**DIRECTIVE:** Determine how many lines contain the string "index", then reply with that figure only.
╭─ COLLECTED DATA
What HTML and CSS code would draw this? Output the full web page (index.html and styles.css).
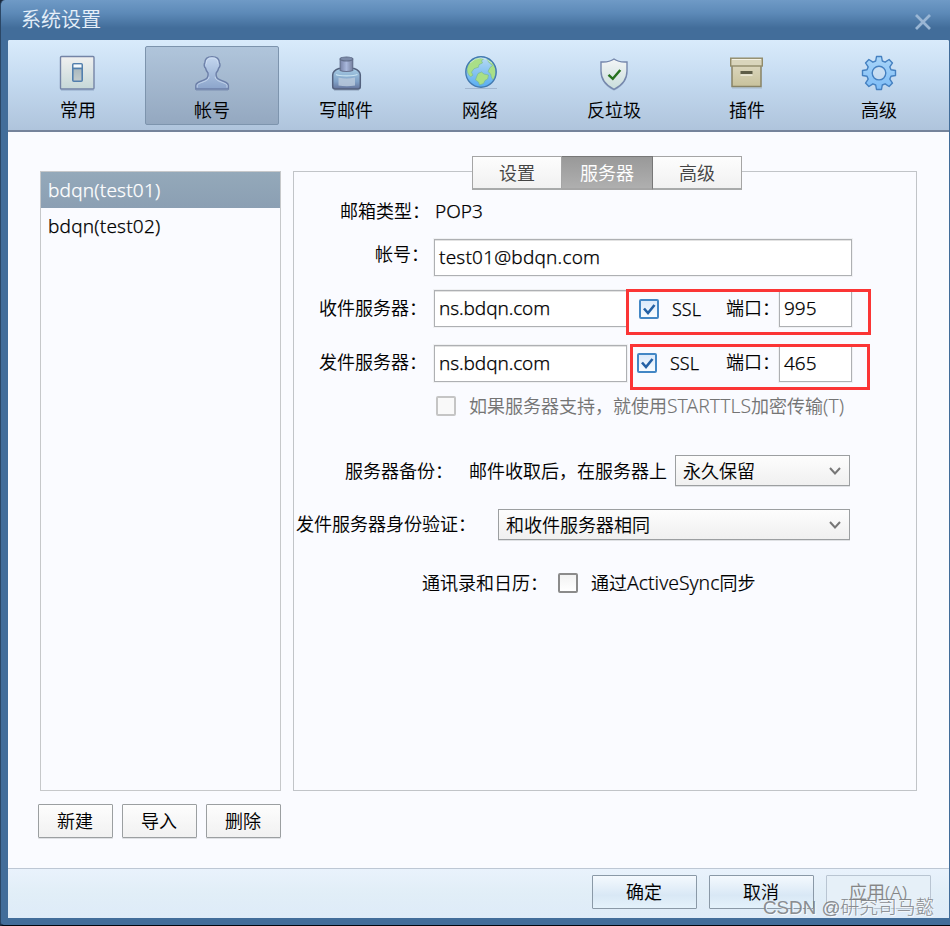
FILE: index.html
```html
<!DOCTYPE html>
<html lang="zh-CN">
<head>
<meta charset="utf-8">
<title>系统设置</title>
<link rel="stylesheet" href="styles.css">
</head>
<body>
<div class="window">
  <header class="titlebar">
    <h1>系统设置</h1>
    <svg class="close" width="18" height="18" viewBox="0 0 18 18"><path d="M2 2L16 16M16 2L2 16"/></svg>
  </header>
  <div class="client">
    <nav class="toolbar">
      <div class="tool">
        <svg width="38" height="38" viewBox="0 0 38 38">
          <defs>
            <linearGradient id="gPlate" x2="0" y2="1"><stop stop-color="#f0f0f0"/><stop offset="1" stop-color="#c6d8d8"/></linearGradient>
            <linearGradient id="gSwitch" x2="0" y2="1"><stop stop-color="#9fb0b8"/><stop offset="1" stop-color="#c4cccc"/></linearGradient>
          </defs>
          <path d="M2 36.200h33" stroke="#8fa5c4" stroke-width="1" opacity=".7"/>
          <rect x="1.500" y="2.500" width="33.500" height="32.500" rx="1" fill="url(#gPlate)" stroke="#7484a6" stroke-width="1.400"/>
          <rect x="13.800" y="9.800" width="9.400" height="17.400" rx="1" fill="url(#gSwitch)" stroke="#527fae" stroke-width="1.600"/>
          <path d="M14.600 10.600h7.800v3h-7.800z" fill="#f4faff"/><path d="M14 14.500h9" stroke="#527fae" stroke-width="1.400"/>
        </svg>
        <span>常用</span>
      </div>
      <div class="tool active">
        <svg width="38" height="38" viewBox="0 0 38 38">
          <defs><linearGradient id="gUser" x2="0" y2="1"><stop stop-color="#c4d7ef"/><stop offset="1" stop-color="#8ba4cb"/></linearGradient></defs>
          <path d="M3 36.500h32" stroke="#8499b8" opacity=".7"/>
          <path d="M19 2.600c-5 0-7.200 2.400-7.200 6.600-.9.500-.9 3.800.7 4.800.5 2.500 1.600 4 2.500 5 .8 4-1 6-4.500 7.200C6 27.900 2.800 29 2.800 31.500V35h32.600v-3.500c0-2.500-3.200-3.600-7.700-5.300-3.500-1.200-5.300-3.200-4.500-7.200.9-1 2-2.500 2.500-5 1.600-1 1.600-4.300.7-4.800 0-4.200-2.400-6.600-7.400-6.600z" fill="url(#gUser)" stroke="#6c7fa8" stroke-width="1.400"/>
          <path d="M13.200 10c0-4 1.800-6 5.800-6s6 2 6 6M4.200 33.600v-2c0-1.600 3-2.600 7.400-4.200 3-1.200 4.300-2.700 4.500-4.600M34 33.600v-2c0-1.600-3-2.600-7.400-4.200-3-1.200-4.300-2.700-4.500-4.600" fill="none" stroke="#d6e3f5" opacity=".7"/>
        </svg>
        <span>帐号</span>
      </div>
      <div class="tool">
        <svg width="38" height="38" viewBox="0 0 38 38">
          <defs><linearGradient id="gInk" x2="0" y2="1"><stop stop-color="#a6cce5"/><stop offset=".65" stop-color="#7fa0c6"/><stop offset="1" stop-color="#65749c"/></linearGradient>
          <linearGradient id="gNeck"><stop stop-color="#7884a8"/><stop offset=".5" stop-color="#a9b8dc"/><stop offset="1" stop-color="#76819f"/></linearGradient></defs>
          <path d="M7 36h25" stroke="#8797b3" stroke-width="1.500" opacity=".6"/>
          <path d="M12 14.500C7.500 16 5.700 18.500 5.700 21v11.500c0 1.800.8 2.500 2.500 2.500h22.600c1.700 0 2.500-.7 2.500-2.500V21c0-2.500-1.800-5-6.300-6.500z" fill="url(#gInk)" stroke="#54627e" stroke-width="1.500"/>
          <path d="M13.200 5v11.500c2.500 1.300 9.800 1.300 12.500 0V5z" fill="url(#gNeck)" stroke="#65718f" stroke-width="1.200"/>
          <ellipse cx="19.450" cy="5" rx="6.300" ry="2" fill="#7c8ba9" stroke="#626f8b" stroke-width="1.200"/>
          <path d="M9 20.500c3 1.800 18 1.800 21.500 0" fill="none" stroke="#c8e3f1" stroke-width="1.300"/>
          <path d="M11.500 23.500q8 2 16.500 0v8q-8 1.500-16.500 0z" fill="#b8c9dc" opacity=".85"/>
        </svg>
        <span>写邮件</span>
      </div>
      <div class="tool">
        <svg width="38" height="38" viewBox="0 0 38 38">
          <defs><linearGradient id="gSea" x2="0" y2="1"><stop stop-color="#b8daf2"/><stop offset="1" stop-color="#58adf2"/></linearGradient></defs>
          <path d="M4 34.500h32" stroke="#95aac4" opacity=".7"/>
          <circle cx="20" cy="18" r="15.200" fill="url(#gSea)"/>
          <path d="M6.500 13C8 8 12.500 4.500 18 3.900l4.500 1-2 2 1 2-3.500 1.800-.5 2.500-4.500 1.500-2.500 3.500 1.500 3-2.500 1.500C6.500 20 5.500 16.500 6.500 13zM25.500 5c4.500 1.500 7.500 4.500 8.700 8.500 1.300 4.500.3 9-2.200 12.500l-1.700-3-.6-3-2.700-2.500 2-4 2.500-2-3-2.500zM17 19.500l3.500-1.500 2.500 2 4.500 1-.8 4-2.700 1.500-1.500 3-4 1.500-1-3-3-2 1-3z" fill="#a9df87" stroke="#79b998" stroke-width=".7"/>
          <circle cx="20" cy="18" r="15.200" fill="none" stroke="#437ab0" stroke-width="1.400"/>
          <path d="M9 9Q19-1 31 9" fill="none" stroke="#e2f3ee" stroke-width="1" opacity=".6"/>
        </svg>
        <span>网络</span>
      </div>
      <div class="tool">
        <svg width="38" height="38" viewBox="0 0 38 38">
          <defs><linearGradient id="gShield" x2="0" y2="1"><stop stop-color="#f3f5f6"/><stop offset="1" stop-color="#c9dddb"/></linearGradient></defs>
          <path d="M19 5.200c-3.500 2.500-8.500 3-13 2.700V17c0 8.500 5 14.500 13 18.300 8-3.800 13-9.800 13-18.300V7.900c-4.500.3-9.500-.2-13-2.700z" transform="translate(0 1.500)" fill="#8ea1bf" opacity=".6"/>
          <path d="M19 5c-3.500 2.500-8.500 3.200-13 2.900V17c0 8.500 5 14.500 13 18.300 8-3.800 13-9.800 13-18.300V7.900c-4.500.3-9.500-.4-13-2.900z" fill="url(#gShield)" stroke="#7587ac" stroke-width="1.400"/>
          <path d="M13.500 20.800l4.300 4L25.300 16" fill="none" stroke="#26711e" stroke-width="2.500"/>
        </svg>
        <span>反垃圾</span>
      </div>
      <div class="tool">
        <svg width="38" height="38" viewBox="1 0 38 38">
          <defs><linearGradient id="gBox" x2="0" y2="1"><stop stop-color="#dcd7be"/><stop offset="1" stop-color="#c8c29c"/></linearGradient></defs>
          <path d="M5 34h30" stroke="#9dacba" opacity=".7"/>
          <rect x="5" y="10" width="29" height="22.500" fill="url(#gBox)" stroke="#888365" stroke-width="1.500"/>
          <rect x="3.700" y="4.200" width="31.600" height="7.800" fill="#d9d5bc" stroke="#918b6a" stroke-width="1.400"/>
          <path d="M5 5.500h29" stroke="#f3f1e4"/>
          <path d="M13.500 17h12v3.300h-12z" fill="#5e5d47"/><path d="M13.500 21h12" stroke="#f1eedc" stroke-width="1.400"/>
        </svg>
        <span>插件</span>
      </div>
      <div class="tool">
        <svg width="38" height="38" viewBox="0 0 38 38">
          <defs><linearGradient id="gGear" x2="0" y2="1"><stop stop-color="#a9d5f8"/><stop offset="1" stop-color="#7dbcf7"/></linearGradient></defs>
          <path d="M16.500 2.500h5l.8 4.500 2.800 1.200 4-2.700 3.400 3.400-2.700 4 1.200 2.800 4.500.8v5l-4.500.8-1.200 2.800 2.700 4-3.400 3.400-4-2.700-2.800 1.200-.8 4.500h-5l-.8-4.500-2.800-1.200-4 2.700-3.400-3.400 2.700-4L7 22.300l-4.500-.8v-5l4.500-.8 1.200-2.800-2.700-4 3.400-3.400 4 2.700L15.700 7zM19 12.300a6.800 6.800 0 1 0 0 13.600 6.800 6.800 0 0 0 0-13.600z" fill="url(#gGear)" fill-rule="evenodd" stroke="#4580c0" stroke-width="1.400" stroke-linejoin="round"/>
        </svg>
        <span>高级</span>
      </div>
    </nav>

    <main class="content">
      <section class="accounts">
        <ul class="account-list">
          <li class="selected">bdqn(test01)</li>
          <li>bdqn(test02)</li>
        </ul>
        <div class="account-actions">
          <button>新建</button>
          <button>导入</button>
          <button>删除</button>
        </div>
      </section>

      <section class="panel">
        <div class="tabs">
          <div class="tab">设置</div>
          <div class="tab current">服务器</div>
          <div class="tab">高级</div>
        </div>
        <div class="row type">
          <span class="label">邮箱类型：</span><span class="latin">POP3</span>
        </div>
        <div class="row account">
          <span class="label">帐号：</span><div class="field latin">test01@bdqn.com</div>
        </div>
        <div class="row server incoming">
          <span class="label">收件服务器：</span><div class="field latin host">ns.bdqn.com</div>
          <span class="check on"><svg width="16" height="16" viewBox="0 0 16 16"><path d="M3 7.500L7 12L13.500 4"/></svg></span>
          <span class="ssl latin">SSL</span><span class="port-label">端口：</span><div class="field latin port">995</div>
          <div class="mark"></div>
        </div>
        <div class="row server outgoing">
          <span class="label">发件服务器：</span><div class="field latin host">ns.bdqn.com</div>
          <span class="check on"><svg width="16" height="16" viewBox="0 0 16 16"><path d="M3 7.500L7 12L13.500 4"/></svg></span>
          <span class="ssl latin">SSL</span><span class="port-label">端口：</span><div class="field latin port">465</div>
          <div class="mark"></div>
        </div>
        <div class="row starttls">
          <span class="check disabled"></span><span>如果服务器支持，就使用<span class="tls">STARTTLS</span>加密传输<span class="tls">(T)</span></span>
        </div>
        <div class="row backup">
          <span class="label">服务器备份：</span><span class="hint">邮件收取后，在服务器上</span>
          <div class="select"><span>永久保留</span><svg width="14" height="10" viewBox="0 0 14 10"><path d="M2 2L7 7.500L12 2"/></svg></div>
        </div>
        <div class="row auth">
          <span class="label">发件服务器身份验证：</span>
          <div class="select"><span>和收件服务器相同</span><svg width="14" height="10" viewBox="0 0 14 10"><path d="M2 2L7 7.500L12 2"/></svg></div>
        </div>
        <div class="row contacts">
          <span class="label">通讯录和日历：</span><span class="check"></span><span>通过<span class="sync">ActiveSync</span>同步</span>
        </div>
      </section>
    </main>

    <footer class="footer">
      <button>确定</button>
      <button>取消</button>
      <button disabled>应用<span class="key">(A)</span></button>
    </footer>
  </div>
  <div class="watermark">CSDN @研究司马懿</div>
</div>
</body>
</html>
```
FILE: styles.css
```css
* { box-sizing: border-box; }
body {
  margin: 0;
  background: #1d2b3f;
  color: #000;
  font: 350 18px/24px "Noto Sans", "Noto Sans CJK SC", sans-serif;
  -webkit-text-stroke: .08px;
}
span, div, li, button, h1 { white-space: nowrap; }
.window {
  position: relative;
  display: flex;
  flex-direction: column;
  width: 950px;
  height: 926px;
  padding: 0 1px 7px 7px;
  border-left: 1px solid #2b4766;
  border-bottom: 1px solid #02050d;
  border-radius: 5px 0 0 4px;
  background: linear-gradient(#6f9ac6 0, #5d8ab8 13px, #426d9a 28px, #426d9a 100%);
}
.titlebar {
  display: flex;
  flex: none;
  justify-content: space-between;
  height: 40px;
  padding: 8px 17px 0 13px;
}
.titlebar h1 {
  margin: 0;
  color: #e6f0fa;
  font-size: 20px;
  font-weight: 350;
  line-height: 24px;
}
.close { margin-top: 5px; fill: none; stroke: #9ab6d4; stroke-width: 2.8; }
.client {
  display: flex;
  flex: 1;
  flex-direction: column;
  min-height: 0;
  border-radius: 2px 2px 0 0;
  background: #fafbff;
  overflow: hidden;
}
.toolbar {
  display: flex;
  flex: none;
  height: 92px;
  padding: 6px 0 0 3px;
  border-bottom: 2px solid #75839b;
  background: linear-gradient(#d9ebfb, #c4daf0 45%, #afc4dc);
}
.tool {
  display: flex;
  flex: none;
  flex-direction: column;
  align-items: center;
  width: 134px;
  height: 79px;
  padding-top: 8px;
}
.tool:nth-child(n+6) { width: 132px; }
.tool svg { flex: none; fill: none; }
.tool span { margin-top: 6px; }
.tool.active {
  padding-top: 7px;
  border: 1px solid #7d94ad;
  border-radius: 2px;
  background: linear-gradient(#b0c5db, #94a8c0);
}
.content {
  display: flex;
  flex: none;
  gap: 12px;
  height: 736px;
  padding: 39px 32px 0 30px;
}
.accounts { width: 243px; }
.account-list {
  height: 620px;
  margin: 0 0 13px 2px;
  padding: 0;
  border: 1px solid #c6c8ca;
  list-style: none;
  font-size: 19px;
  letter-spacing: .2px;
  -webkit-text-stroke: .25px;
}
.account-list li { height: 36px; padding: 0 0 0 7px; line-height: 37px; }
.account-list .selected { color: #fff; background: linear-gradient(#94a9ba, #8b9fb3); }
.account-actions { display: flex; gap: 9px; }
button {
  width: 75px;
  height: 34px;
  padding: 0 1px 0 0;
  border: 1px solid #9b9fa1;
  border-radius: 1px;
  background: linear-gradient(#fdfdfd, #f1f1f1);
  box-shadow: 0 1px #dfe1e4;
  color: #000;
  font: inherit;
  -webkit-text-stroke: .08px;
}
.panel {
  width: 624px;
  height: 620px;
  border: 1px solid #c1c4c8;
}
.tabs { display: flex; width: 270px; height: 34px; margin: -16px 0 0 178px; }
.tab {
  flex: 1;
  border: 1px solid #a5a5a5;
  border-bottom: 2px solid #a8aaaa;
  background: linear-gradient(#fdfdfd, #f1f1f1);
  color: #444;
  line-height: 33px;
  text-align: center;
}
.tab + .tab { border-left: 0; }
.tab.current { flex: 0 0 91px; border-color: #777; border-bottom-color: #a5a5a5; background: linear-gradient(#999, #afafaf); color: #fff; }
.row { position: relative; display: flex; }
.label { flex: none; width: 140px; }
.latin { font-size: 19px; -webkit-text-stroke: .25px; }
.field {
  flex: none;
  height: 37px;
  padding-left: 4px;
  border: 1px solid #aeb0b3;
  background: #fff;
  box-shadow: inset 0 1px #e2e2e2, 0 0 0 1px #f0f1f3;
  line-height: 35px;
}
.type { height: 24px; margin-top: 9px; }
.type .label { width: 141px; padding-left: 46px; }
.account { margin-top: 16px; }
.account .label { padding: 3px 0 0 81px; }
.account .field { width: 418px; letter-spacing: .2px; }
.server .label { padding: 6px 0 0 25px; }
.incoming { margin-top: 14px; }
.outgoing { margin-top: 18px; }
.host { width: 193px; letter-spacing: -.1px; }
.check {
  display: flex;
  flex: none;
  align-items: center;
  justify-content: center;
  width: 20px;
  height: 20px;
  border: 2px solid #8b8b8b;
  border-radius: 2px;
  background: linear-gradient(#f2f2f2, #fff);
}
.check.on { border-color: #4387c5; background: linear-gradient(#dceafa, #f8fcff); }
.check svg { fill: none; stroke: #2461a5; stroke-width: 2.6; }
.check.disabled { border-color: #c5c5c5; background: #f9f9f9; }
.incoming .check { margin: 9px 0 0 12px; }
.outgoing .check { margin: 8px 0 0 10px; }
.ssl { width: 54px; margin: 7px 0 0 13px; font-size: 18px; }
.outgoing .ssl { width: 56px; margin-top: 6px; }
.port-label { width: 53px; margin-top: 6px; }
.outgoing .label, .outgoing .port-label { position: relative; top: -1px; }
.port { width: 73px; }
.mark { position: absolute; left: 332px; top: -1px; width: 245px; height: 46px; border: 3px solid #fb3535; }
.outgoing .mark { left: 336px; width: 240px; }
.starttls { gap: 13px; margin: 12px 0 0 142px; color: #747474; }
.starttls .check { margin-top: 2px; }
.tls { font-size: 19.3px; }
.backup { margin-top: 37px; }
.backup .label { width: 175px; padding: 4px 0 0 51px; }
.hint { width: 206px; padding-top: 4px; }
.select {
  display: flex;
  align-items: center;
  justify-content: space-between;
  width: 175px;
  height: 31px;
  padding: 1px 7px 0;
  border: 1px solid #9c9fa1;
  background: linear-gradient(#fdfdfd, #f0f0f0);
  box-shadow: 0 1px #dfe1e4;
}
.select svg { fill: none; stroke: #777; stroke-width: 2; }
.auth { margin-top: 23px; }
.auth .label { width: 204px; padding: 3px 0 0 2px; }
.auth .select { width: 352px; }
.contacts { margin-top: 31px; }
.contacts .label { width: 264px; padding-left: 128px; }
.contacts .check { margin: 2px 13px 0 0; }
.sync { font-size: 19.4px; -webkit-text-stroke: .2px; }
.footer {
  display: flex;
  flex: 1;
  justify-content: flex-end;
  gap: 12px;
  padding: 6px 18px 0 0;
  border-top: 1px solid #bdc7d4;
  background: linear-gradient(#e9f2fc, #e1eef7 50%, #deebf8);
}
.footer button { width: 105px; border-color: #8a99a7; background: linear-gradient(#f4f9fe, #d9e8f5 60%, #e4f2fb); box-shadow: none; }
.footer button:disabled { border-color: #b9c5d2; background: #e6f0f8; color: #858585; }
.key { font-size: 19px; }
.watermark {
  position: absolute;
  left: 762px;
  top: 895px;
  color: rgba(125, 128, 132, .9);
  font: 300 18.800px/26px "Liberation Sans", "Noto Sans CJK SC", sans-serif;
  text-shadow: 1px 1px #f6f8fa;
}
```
╰─
**RESPONSE BELOW:** 2